Optimists once forecast robotaxis would cut urban congestion by smoothing flows, reducing parking demand, and encouraging shared rides. Simulations from years ago suggested dramatic capacity gains under perfect conditions. Real-world mixed traffic tells a different story. A 2025 study of San Jose intersections found modest delay reductions at 30 percent autonomous penetration. Rear-end and lane-change conflicts rose even as some crossing risks fell. Platooning delivered limited benefit amid frequent stops. The Pacific Research Institute highlighted those findings in December while cautioning that broader conclusions remain premature.
But the new California data lands at a pivotal moment. Waymo now operates in multiple cities including Los Angeles, Austin, Phoenix, and Atlanta. Tesla has begun unsupervised robotaxi trials in Austin. Deployment accelerates. Investment exceeds $100 billion. Policy makers face urgent questions about curb space, pricing, and integration with transit. Without strong incentives for ride pooling or geographic restrictions on empty repositioning, added vehicle miles risk offsetting any safety gains.
Abdelhalim’s work does not dismiss robotaxis outright. Safer driving remains a documented advantage. Yet on congestion the record aligns closely with ride-hailing’s mixed legacy. “Robotaxis would probably fall into the same trap,” one observer noted in the Ars Technica coverage. Public transit investment, dynamic pricing, and deliberate urban design still appear necessary to actually reduce traffic volumes.
Recent analyses echo the caution. A Kearney report last fall warned robotaxis could reinvent congestion rather than eliminate it if they substitute for transit trips. LinkedIn commentary from transportation researcher William Riggs in early June 2026 stressed that autonomous vehicles will not deliver large roadway capacity increases in typical urban settings. Expectations set years ago now confront hard operational data.
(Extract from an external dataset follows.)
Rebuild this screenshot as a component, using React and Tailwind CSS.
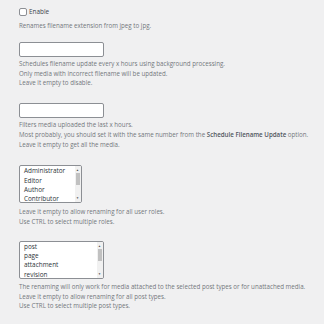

Fleet operators have improved routing and reduced pickup deadhead. Those gains matter. They have not altered the fundamental math. Nearly half the miles still move without passengers. That fraction translates directly into extra cars on the road, extra energy use, and extra pressure on already strained infrastructure. Cities betting on robotaxis to solve congestion may need to adjust their plans. The numbers do not lie. Empty seats keep rolling.